Pages as source code

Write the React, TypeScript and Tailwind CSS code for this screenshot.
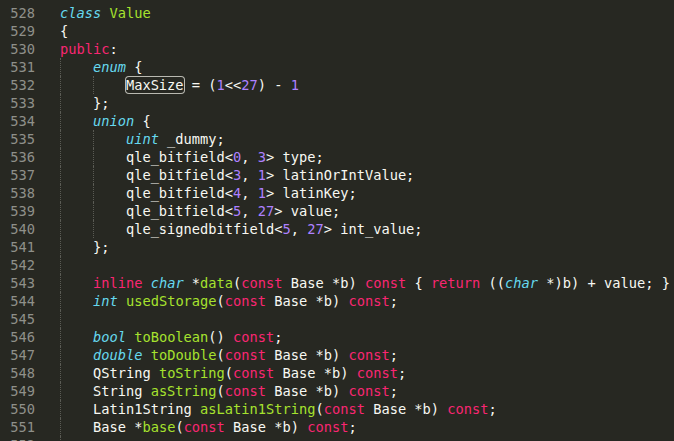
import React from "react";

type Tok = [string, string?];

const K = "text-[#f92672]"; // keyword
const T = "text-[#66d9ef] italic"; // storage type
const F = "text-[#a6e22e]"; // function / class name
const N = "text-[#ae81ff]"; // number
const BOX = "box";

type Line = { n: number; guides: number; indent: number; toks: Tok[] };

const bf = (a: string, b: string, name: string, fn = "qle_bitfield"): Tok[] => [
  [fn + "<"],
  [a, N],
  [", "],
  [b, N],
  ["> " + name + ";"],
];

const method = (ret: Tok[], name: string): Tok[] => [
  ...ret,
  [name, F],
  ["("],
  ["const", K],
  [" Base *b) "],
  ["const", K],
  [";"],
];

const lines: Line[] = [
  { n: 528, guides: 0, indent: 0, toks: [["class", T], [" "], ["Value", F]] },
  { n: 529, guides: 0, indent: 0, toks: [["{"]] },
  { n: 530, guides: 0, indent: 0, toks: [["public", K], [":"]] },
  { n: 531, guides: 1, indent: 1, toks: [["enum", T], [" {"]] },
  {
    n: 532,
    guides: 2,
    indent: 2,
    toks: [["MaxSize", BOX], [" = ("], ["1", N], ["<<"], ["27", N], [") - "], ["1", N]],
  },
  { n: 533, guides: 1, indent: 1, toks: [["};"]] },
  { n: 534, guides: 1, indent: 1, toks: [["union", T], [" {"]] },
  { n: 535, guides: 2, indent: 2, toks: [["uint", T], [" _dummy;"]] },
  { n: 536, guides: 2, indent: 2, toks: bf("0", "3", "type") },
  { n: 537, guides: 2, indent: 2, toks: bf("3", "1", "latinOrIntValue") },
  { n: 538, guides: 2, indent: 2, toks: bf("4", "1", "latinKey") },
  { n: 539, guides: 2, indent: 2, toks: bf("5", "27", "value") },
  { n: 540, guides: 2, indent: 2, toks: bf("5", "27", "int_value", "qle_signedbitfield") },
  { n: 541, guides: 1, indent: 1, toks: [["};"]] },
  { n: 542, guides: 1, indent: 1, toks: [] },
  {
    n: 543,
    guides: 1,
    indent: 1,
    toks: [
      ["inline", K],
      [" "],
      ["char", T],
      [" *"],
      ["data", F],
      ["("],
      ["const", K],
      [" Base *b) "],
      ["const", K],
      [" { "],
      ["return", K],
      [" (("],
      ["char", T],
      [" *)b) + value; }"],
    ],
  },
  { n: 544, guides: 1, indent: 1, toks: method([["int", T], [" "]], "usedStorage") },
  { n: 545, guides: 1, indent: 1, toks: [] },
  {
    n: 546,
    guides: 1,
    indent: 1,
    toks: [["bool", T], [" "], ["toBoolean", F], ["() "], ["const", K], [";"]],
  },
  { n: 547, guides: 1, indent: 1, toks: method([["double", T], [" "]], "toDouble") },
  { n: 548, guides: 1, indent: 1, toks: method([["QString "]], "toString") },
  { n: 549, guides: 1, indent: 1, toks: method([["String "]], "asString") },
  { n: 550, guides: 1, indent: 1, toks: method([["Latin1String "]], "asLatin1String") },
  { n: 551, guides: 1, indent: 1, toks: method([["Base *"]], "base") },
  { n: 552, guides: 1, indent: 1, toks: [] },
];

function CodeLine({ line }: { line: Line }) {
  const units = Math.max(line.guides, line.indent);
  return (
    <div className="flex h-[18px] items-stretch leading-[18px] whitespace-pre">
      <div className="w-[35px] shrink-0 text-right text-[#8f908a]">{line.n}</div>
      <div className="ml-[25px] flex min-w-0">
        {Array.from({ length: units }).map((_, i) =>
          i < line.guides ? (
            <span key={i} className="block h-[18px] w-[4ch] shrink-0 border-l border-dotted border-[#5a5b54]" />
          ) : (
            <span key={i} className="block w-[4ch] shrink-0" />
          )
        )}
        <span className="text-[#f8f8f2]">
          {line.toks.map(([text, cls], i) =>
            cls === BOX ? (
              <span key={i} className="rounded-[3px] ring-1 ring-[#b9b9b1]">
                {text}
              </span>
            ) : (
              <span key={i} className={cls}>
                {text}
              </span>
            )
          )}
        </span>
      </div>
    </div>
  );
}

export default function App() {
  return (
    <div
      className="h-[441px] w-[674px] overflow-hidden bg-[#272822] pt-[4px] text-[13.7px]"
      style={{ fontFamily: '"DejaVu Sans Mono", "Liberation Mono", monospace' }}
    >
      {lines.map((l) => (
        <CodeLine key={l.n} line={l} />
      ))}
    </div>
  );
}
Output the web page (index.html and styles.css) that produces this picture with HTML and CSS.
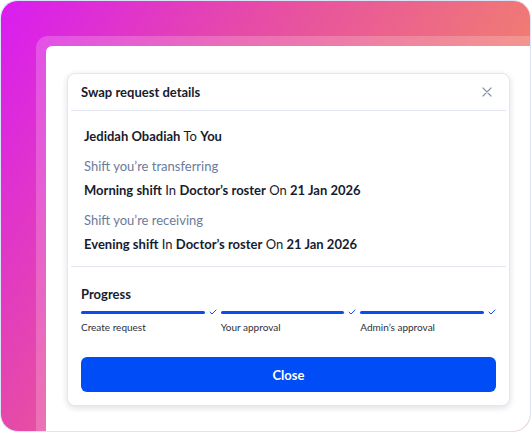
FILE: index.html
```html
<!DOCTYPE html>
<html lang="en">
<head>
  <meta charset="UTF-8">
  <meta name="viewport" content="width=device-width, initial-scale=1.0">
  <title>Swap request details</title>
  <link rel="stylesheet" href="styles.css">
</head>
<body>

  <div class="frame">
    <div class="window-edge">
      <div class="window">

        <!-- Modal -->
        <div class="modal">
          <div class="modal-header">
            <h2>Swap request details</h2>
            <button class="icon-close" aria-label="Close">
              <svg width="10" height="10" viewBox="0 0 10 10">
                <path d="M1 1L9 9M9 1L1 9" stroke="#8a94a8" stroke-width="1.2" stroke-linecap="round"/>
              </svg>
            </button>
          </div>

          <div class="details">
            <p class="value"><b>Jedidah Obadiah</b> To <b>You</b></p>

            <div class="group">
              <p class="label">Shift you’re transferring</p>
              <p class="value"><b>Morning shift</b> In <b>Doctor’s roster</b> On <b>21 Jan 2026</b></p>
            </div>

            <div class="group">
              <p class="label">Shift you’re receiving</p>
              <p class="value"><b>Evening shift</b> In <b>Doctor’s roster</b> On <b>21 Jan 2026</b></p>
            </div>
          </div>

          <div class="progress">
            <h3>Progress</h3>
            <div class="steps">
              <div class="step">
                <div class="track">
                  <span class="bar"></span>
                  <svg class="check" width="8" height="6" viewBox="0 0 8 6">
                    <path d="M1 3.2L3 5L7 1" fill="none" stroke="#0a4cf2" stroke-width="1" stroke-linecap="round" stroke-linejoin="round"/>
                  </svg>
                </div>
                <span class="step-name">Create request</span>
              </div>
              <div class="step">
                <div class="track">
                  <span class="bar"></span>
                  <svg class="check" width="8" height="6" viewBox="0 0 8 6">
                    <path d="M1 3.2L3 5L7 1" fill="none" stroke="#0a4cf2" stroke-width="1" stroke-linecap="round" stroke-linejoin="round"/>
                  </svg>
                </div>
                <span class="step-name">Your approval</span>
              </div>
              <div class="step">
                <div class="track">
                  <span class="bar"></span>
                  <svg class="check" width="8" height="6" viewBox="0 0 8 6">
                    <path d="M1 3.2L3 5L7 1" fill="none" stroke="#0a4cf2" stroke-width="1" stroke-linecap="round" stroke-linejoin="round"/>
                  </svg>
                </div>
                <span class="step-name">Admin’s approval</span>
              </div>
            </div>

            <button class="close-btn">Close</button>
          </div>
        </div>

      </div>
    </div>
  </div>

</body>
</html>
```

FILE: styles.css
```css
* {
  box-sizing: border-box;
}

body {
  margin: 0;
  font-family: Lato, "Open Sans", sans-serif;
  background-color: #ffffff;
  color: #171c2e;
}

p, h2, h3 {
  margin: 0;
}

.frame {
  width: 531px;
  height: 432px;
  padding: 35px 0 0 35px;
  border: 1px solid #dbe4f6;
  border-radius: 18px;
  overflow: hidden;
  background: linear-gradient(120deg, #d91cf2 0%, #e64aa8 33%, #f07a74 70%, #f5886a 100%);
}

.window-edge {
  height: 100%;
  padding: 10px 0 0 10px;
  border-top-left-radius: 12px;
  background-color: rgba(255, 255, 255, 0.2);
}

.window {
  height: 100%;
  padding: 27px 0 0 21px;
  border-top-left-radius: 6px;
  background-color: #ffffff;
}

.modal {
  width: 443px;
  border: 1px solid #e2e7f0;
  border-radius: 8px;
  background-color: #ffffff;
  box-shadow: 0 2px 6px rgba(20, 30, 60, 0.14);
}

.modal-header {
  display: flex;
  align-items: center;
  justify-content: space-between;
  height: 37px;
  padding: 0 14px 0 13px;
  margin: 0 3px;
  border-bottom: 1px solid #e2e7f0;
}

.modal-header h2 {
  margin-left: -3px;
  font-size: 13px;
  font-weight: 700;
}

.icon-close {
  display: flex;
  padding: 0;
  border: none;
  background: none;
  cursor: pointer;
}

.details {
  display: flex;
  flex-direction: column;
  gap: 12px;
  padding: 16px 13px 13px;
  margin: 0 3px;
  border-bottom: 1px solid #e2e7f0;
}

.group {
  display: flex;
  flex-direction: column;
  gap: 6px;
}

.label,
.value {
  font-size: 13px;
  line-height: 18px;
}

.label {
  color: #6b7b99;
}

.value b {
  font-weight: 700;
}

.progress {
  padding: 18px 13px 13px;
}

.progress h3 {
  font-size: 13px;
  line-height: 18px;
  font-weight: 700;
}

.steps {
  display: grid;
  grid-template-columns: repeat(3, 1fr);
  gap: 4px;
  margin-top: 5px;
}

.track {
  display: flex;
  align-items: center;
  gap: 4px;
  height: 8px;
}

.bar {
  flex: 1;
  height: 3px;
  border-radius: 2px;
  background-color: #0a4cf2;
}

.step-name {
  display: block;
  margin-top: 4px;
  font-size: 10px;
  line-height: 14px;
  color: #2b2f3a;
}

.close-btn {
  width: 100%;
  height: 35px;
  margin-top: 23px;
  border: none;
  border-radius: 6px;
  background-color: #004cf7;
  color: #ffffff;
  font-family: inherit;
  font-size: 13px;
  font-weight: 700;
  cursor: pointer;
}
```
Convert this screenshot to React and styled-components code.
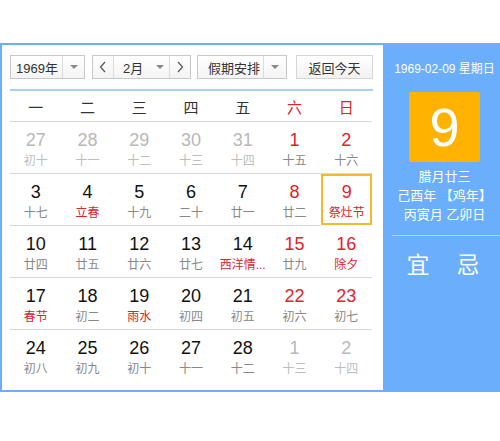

PROBLEM STATEMENT:
Reproduce the data above word for word from its first line through the line that holds "type Tok = [string, string?];", both ends included; skip pictures.

SOLUTION FOR THIS TASK:
Write the React, TypeScript and Tailwind CSS code for this screenshot.
import React from "react";

type Tok = [string, string?];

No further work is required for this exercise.